RETAIL NEWS WITH NICK BUBB:
• ASOS: When we saw the headline of the surprise announcement this morning that “ASOS settles trade mark disputes”, we thought this was something that had gone in ASOS’s favour, but it is actually the other way round and the settlement cost is not insubstantial, at £20.2m in cash. We must confess that we hadn’t heard of the trade mark infringement disputes with the high-performance cycle wear manufacturer Assos of Switzerland (“Assos”) and the German menswear retailer, Anson’s (“Anson’s”) and the fact that management are holding a conference call at 8am implies that a few other analysts were in the dark as well…

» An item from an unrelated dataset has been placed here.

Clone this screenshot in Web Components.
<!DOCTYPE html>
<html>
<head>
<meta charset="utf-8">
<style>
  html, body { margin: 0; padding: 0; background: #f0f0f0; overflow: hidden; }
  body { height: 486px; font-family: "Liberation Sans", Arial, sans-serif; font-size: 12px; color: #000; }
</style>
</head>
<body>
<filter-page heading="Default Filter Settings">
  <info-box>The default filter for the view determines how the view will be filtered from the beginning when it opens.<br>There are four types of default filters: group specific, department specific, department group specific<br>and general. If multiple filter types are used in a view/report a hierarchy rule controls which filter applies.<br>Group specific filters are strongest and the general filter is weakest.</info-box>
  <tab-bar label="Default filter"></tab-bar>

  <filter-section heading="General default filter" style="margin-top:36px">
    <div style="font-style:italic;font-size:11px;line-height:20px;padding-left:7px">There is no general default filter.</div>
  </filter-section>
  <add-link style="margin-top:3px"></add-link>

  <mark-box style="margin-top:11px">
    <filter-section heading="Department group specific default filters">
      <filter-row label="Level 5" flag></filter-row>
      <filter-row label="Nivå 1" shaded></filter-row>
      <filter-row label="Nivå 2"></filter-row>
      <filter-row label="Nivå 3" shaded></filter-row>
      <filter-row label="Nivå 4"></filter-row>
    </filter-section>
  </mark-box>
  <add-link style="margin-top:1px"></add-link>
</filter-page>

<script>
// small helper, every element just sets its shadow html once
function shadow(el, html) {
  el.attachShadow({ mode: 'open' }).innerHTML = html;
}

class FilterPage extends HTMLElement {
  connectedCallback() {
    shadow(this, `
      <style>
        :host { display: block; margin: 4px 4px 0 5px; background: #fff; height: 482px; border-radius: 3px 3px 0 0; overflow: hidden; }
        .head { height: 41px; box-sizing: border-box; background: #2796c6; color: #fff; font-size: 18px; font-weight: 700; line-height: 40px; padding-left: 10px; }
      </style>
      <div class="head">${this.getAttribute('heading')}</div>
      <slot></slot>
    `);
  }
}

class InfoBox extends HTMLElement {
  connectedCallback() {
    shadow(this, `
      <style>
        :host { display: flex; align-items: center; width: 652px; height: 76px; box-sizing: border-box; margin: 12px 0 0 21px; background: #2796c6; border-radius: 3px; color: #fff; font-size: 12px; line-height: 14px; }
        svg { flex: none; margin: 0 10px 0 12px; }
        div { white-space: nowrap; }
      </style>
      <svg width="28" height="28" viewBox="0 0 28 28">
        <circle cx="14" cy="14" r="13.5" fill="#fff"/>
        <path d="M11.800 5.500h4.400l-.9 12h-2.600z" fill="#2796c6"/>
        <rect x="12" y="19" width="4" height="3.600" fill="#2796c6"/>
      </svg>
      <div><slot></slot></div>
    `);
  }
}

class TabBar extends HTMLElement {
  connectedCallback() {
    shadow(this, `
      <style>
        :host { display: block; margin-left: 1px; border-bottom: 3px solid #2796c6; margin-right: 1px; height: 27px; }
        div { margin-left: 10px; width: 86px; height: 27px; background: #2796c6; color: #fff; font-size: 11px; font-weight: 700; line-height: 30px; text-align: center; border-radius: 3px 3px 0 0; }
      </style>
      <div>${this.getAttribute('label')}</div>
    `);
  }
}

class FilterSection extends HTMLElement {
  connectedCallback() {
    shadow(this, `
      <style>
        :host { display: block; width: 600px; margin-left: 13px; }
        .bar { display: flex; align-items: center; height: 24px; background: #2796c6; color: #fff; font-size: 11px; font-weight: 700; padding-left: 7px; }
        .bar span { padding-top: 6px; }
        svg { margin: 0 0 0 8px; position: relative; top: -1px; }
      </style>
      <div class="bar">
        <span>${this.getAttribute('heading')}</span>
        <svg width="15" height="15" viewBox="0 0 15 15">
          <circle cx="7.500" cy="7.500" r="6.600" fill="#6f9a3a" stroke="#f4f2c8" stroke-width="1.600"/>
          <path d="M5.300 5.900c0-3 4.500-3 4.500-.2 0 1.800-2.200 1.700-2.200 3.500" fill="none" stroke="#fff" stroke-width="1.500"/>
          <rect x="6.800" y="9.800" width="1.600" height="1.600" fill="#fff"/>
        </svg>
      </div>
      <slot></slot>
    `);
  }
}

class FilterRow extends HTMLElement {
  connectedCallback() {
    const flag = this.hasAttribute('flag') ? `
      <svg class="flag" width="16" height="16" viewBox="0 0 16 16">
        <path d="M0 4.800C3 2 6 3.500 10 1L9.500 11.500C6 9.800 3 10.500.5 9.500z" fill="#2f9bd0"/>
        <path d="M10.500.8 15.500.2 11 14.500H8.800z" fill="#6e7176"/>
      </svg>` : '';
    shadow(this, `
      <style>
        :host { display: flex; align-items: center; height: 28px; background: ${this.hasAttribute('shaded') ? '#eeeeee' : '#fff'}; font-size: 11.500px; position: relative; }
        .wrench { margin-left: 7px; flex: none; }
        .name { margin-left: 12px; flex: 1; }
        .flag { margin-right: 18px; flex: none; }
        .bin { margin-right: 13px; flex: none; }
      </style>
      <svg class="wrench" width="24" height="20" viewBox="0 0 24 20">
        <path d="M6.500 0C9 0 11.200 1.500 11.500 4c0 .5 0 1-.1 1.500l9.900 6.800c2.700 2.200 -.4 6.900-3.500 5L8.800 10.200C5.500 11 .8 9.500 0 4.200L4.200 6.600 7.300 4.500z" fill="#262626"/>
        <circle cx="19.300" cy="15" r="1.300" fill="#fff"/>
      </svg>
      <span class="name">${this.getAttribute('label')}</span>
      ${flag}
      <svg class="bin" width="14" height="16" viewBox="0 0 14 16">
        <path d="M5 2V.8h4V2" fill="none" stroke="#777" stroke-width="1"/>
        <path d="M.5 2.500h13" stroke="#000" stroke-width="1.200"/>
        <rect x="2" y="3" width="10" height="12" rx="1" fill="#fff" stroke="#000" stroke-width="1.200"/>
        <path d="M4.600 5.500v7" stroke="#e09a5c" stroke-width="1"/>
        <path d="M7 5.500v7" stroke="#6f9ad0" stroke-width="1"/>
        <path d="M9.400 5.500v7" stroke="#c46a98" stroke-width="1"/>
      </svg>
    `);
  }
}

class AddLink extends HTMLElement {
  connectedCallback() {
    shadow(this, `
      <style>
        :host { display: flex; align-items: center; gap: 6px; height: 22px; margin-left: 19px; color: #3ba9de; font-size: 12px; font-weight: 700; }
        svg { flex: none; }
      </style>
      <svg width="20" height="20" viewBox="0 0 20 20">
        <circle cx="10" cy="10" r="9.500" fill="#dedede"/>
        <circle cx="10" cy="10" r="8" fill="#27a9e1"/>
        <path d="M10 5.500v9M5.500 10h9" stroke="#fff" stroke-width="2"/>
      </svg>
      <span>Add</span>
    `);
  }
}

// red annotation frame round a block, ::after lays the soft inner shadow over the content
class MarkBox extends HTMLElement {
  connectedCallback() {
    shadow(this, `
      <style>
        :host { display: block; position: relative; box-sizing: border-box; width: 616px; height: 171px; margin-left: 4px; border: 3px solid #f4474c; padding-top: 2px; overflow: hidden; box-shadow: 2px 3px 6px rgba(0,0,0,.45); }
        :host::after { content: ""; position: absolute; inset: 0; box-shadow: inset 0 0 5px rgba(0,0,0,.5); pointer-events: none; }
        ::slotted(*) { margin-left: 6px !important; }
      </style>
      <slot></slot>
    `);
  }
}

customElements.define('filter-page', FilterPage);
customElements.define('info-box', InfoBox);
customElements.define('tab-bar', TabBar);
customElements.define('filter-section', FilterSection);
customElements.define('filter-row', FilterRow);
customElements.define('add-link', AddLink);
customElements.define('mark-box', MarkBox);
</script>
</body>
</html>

• BDO High Street Sales Tracker: We flagged on Wednesday that the Fashion component of the BDO index of weekly non-food sales in small/medium-sized chains was rumoured to be pretty dire for last week and so it was, with LFL Store sales down by as much as 9.6% in w/e Aug 28th (despite a weak comp), with the hot weather stifling footfall and interest in autumn fashions. Online Fashion sales were also weak, with total Non-Store sales only up by 12.6% overall.

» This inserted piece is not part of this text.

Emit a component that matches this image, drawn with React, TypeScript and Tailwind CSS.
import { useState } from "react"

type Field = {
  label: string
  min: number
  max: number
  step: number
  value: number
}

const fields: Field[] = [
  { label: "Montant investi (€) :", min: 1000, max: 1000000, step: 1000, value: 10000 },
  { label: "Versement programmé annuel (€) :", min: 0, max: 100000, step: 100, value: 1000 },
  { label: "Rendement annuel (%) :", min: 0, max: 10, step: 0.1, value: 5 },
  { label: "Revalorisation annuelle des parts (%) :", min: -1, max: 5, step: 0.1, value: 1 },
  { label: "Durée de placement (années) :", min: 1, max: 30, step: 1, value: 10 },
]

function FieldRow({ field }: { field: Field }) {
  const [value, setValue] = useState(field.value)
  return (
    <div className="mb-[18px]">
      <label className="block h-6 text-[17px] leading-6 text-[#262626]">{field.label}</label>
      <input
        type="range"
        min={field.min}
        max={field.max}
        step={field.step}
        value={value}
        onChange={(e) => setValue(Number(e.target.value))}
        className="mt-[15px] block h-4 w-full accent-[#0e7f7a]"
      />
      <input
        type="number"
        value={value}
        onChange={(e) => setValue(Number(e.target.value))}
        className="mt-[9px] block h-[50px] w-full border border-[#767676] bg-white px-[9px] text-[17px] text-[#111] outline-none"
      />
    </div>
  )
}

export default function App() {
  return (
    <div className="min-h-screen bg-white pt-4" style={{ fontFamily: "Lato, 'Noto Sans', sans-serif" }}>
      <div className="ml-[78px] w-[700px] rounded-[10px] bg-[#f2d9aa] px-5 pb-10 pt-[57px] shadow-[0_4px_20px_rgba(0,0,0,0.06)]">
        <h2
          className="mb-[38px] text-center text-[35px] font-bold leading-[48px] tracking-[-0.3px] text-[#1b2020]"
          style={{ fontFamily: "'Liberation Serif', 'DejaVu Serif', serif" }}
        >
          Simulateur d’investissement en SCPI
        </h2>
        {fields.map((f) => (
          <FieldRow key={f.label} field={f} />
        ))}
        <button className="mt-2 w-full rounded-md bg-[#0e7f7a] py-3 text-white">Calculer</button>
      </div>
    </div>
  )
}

• News Flow Next Week: The pace of news flow picks up next week, beginning with the Topps Tiles pre-close update on Monday. The BRC-KPMG Retail Sales for August are then out first thing on Tuesday, followed by the Halfords update. On Wednesday, the Joules finals are going to be massively overshadowed by the Sports Direct AGM/Open Day and the Poundland AGM/EGM on the Steinhoff bid. Thursday then brings the Dixons Carphone Q1.
• Trade Press: It’s the turn of Retail Week magazine not to be published today, after the Bank Holiday, but Drapers magazine has stepped up to the plate and its front cover is a photo of the boss of the Danish indie brand favourite Masai. And Drapers’ mystery shoppers put the High Street’s “click-and-collect” fashion delivery services to the test, in a special version of its renowned “Hit or Miss” surveys, with House of Fraser coming top with an excellent score of 9.5 out of 10, whilst John Lewis scored 8 and Debenhams scored 7.5 (M&S and Next both got 7 marks). In terms of news stories, Drapers led with the news that the August Bank Holiday weekend fell flat for fashion multiples, as warm weather and flash promotions across the High Street failed to tempt shoppers into stores.